PT Freeport Indonesia and PT Amman Mineral Nusa Tenggara are slated to invest $2.3 billion and $1.59 billion respectively this year.
he government is expecting mining investments to reach US$7.75 billion this year, the highest projected amount between 2015 and 2024, fueled by a tidal wave of smelter development projects.
The largest chunks of investment this year are slated to come from mining heavyweights PT Freeport Indonesia and PT Amman Mineral Nusa Tenggara.
According to Energy and Mineral Resources Ministry data released Tuesday, the two mining giants would invest $2.3 billion and $1.59 billion respectively.
“Investments will decline from 2021 to 2024 because smelter development and investment will decline during that period,” the ministry’s coal and minerals director general, Bambang Gatot Ariyono, said at a House of Representative hearing in Jakarta.

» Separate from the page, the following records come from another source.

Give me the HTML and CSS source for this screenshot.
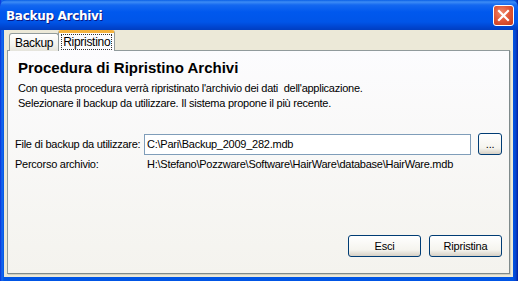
FILE: index.html
```html
<!DOCTYPE html>
<html lang="it">
  <head>
    <meta charset="utf-8" />
    <title>Backup Archivi</title>
    <link rel="stylesheet" href="styles.css">
  </head>
  <body>
    <div class="window">
      <!-- title bar -->
      <div class="titlebar">
        <span class="title">Backup Archivi</span>
        <div class="close-btn">
          <svg width="13" height="13" viewBox="0 0 13 13">
            <path d="M2 2 L11 11 M11 2 L2 11" stroke="#fff" stroke-width="2.2" stroke-linecap="square" />
          </svg>
        </div>
      </div>

      <div class="client">
        <div class="tabs">
          <div class="tab">Backup</div>
          <div class="tab tab-active"><span class="focus">Ripristino</span></div>
        </div>

        <div class="panel">
          <h1 class="heading">Procedura di Ripristino Archivi</h1>
          <p class="intro">Con questa procedura verrà ripristinato l'archivio dei dati &nbsp;dell'applicazione.<br />Selezionare il backup da utilizzare. Il sistema propone il più recente.</p>

          <div class="row row-file">
            <span class="label">File di backup da utilizzare:</span>
            <div class="input">C:\Pari\Backup_2009_282.mdb</div>
            <button class="btn btn-browse">...</button>
          </div>
          <div class="row row-path">
            <span class="label">Percorso archivio:</span>
            <span class="path">H:\Stefano\Pozzware\Software\HairWare\database\HairWare.mdb</span>
          </div>

          <div class="actions">
            <button class="btn btn-action">Esci</button>
            <button class="btn btn-action">Ripristina</button>
          </div>
        </div>
      </div>
    </div>
  </body>
</html>
```

FILE: styles.css
```css
* {
  box-sizing: border-box;
}

body {
  margin: 0;
  font-family: "Liberation Sans", Arial, sans-serif;
  font-size: 11px;
  letter-spacing: -0.25px;
  color: black;
}

.window {
  width: 518px;
  height: 281px;
  background: linear-gradient(to right, #0831d9 0px, #166aee 2px, #0055e5 4px, #0055e5 513px, #0842c9 516px, #001ea0 518px);
  display: flex;
  flex-direction: column;
}

/* title bar */
.titlebar {
  height: 30px;
  flex-shrink: 0;
  display: flex;
  align-items: center;
  justify-content: space-between;
  padding: 0 4px 0 6px;
  border-radius: 7px 7px 0 0;
  background: linear-gradient(to bottom, #0a5fe6 0px, #3d8cf5 2px, #1468f0 5px, #0058ee 12px, #0055e8 22px, #0045d0 27px, #003ec0 30px);
}

.title {
  color: white;
  font-family: "DejaVu Sans", sans-serif;
  font-weight: bold;
  font-size: 12px;
  letter-spacing: -0.3px;
  text-shadow: 1px 1px 0 #0a1883;
  margin-top: 1px;
}

.close-btn {
  width: 21px;
  height: 21px;
  border: 1px solid white;
  border-radius: 3px;
  background: radial-gradient(circle at 40% 35%, #f08a6c 0%, #e2593a 45%, #c4391a 100%);
  display: flex;
  align-items: center;
  justify-content: center;
  margin-top: 1px;
}

/* client area */
.client {
  flex: 1;
  margin: 0 5px 4px 4px;
  background: #ece9d8;
  padding: 0 3px 3px 3px;
  display: flex;
  flex-direction: column;
}

.tabs {
  display: flex;
  align-items: flex-end;
  height: 21px;
  padding-left: 2px;
  position: relative;
  z-index: 1;
  margin-bottom: -1px;
}

.tab {
  height: 18px;
  padding: 2px 5px 0 5px;
  font-size: 12px;
  letter-spacing: -0.3px;
  border: 1px solid #919b9c;
  border-bottom: none;
  border-radius: 3px 3px 0 0;
  background: linear-gradient(to bottom, #ffffff, #f3f3ef 60%, #e5e4dc);
}

.tab-active {
  height: 21px;
  padding: 2px 3px 0 3px;
  background: #fcfcfe;
  border-top: 3px solid #f4b33d;
  margin-left: -1px;
}

.focus {
  outline: 1px dotted #333;
  padding: 0 1px;
}

.panel {
  flex: 1;
  border: 1px solid #919b9c;
  border-right-color: #7f8a8b;
  border-bottom-color: #7f8a8b;
  box-shadow: 1px 1px 0 #d0cebf;
  background: linear-gradient(to bottom, #fcfcfe, #f4f3ee);
  padding: 8px 7px 15px 7px;
  display: flex;
  flex-direction: column;
}

.heading {
  margin: 0 0 0 3px;
  font-size: 15px;
  font-weight: bold;
  letter-spacing: 0;
  line-height: 18px;
}

.intro {
  margin: 4px 0 0 3px;
  line-height: 15px;
  font-size: 11px;
}

.row {
  display: flex;
  align-items: center;
}

.row-file {
  margin-top: 22px;
}

.row-path {
  margin-top: 3px;
}

.label {
  width: 129px;
  flex-shrink: 0;
  white-space: nowrap;
  font-size: 11px;
}

.input {
  width: 331px;
  height: 21px;
  border: 1px solid #7f9db9;
  background: white;
  padding: 3px 3px 0 2px;
  font-size: 11px;
}

.path {
  margin-left: 3px;
}

.btn {
  font-family: "Liberation Sans", Arial, sans-serif;
  font-size: 11px;
  letter-spacing: -0.2px;
  color: black;
  border: 1px solid #003c74;
  border-radius: 3px;
  background: linear-gradient(to bottom, #ffffff, #f5f4ee 70%, #d6d0c5);
  padding: 0;
}

.btn-browse {
  width: 24px;
  height: 22px;
  margin-left: 7px;
  line-height: 18px;
}

.actions {
  margin-top: auto;
  display: flex;
  justify-content: flex-end;
  gap: 8px;
  padding-right: 0;
  margin-bottom: 1px;
}

.btn-action {
  width: 73px;
  height: 22px;
}
```
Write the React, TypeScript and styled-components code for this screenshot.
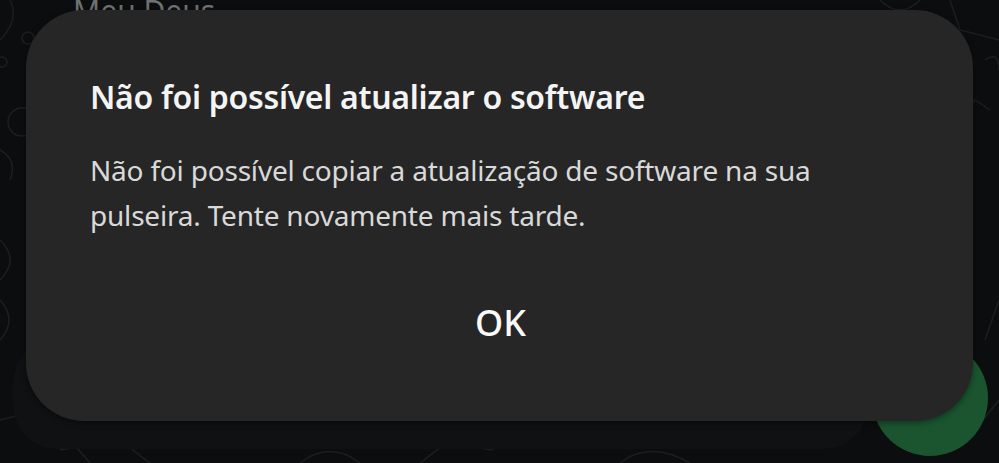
import React from "react";
import styled, { createGlobalStyle } from "styled-components";

const Global = createGlobalStyle`
  html, body { margin: 0; padding: 0; background: #0b0d0e; }
  body { width: 999px; height: 463px; overflow: hidden; }
`;

const Screen = styled.div`
  position: relative;
  width: 999px;
  height: 463px;
  overflow: hidden;
  background: #0b0d0e;
  font-family: "Noto Sans", "Open Sans", sans-serif;
`;

const Chat = styled.div`
  position: absolute;
  inset: 0;
  display: flex;
  flex-direction: column;
  justify-content: space-between;
  padding: 0 11px 14px 13px;
`;

const Pattern = styled.svg`
  position: absolute;
  inset: 0;
  pointer-events: none;
`;

const ChatTitle = styled.div`
  margin: -4px 0 0 60px;
  color: #6f7172;
  font-size: 30px;
  line-height: 30px;
`;

const Composer = styled.div`
  display: flex;
  align-items: center;
  gap: 4px;
`;

const InputBar = styled.div`
  flex: 1;
  height: 110px;
  border-radius: 44px;
  background: #0f1112;
`;

const Fab = styled.div`
  width: 116px;
  height: 116px;
  border-radius: 50%;
  background: #1a5530;
  margin-bottom: -8px;
`;

const Dialog = styled.div`
  position: absolute;
  left: 26px;
  top: 10px;
  width: 947px;
  height: 411px;
  box-sizing: border-box;
  border-radius: 58px;
  background: #262626;
  box-shadow: 0 2px 6px rgba(0, 0, 0, 0.4);
  padding: 67px 64px 0 64px;
  display: flex;
  flex-direction: column;
`;

const Title = styled.h2`
  margin: 0;
  color: #f4f4f4;
  font-size: 32px;
  line-height: 40px;
  font-weight: 600;
  letter-spacing: -0.3px;
`;

const Body = styled.p`
  margin: 31px 0 0 0;
  color: #d9d9d9;
  font-size: 28px;
  line-height: 45px;
  font-weight: 400;
  letter-spacing: -0.2px;
`;

const Actions = styled.div`
  display: flex;
  justify-content: center;
  margin-top: 63px;
`;

const OkButton = styled.button`
  background: none;
  border: none;
  color: #fafafa;
  font-family: "Noto Sans", sans-serif;
  font-size: 36px;
  font-weight: 500;
  line-height: 44px;
  padding: 0 20px;
  margin-left: 2px;
`;

export default function App() {
  return (
    <Screen>
      <Global />
      <Pattern width="999" height="463" viewBox="0 0 999 463" fill="none" stroke="#1c1f20" strokeWidth="1.5">
        <path d="M0 40 Q20 20 10 0" />
        <circle cx="28" cy="38" r="6" />
        <circle cx="2" cy="62" r="5" />
        <circle cx="22" cy="122" r="14" />
        <path d="M0 150 Q18 160 10 180" />
        <path d="M0 240 Q20 260 0 280 M0 300 Q18 320 0 340" />
        <path d="M0 420 L40 410 L70 440 L90 463" />
        <path d="M60 450 L120 440 L150 463" />
        <path d="M300 463 Q330 440 360 463 M420 463 L450 440 L490 450 L520 440" />
        <path d="M620 463 Q650 440 690 463" />
        <path d="M950 0 L960 30 L999 40" />
        <path d="M930 80 L950 90 L960 120 L975 100 L990 110" />
        <path d="M985 60 Q999 50 999 70" />
        <path d="M985 340 L999 300 M975 430 L999 400" />
        <path d="M880 0 Q900 20 920 0" />
      </Pattern>
      <Chat>
        <ChatTitle>Meu Deus</ChatTitle>
        <Composer>
          <InputBar />
          <Fab />
        </Composer>
      </Chat>
      <Dialog role="dialog">
        <Title>Não foi possível atualizar o software</Title>
        <Body>
          Não foi possível copiar a atualização de software na sua
          <br />
          pulseira. Tente novamente mais tarde.
        </Body>
        <Actions>
          <OkButton>OK</OkButton>
        </Actions>
      </Dialog>
    </Screen>
  );
}
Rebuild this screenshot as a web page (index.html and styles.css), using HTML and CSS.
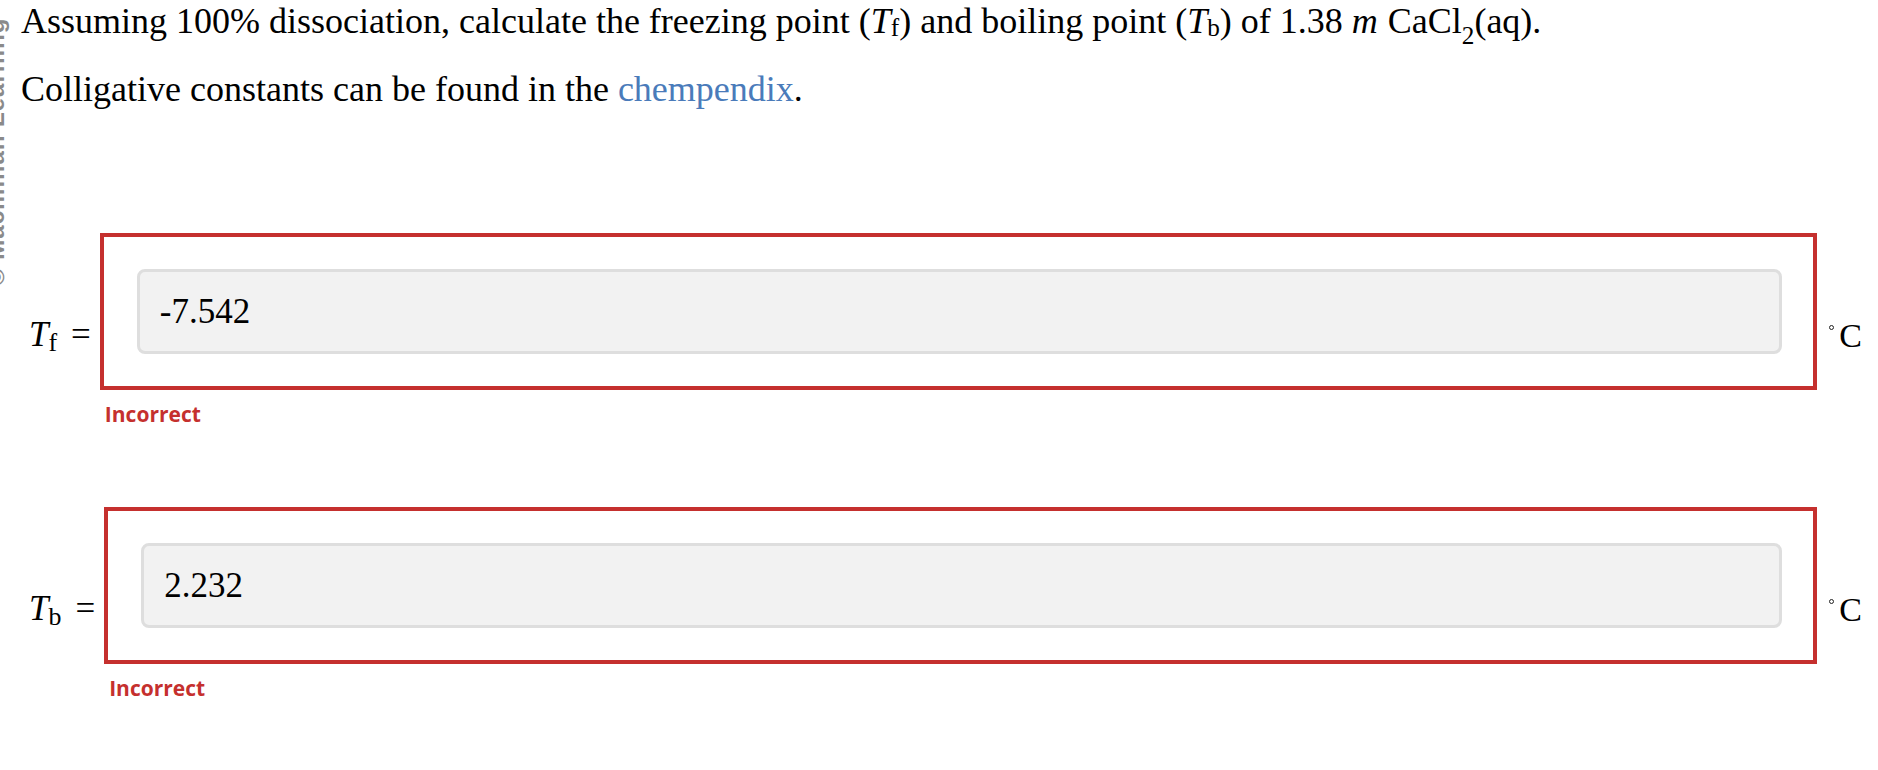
FILE: index.html
```html
<!DOCTYPE html>
<html lang="en">
<head>
<meta charset="UTF-8">
<title>Colligative properties</title>
<link rel="stylesheet" href="styles.css">
</head>
<body>

<div class="marca">© Macmillan Learning</div>

<div class="pergunta">
  <p class="enunciado">Assuming 100% dissociation, calculate the freezing point (<i>T</i><sub>f</sub>) and boiling point (<i>T</i><sub>b</sub>) of 1.38 <i class="mol">m</i> CaCl<sub class="quim">2</sub>(aq).</p>
  <p class="enunciado segundo">Colligative constants can be found in the <a href="#">chempendix</a>.</p>
</div>

<div class="resposta primeira">
  <div class="rotulo"><i>T</i><sub>f</sub><span class="igual">=</span></div>
  <div class="campo">
    <div class="caixa"><input type="text" value="-7.542"></div>
    <div class="aviso">Incorrect</div>
  </div>
  <div class="unidade"><span class="grau"></span>C</div>
</div>

<div class="resposta">
  <div class="rotulo"><i>T</i><sub>b</sub><span class="igual">=</span></div>
  <div class="campo">
    <div class="caixa"><input type="text" value="2.232"></div>
    <div class="aviso">Incorrect</div>
  </div>
  <div class="unidade"><span class="grau"></span>C</div>
</div>

</body>
</html>
```

FILE: styles.css
```css
body {
  margin: 0;
  font-family: "Liberation Serif", "Times New Roman", serif;
  color: #000;
  background: #fff;
}

/* faixa vertical cortada na borda esquerda */
.marca {
  position: absolute;
  left: 0;
  top: 0;
  transform-origin: top left;
  transform: translate(-16px, 286px) rotate(-90deg);
  font-family: "Liberation Sans", Arial, sans-serif;
  font-weight: bold;
  font-size: 24px;
  line-height: 24px;
  color: #8a8a8a;
  white-space: nowrap;
  letter-spacing: 1px;
}

.pergunta {
  padding: 1px 21px 0;
}
.enunciado {
  margin: 0;
  font-size: 36px;
  line-height: 40px;
}
.segundo {
  margin-top: 28px;
}
.enunciado a {
  color: #4a7bba;
  text-decoration: none;
}
.mol {
  font-style: italic;
  letter-spacing: 1px;
}

sub {
  font-size: 0.7em;
  line-height: 0;
  vertical-align: -0.12em;
}
sub.quim {
  vertical-align: -0.45em;
}

.resposta {
  display: flex;
  align-items: flex-start;
  padding: 0 16px 0 29px;
}
.primeira {
  margin-top: 124px;
}
.resposta + .resposta {
  margin-top: 79px;
}

.rotulo {
  margin-top: 82px;
  margin-right: 9px;
  font-size: 35px;
  line-height: 40px;
  white-space: nowrap;
}
.rotulo sub {
  font-size: 0.74em;
  vertical-align: -0.18em;
}
.igual {
  margin-left: 14px;
}

.campo {
  flex: 1;
}
.caixa {
  border: 4px solid #c5302e;
  padding: 32px 31px 32px 33px;
}
.caixa input {
  display: block;
  width: 100%;
  box-sizing: border-box;
  height: 85px;
  border: 3px solid #dedede;
  border-radius: 8px;
  background: #f2f2f2;
  padding: 0 20px;
  font-family: "Liberation Serif", "Times New Roman", serif;
  font-size: 35px;
  color: #000;
  outline: none;
}
.aviso {
  margin-top: 10px;
  padding-left: 5px;
  font-family: "Open Sans", Arial, sans-serif;
  font-weight: bold;
  font-size: 21px;
  line-height: 28px;
  color: #c5302e;
}

.unidade {
  margin-top: 83px;
  margin-left: 12px;
  font-size: 34px;
  line-height: 40px;
  white-space: nowrap;
}
.grau {
  display: inline-block;
  width: 3px;
  height: 3px;
  border: 1px solid #222;
  border-radius: 50%;
  vertical-align: top;
  margin-top: 9px;
  margin-right: 5px;
}
```
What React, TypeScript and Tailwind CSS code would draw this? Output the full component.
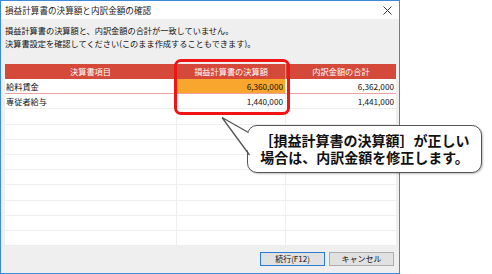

A wave of smelter construction began a few years ago in anticipation of the government’s ban on mineral ore exports. The world’s leading nickel producer set a ban on exports of nickel ore starting 2020 and will do so for all other mineral ores starting 2022. The ban enforces the government’s aim of extracting more bang for its buck from the country’s mineral wealth.
Four smelters are expected to become operational this year alone, ministry data shows. Two of them are nickel smelters, one is for manganese and one is for lead.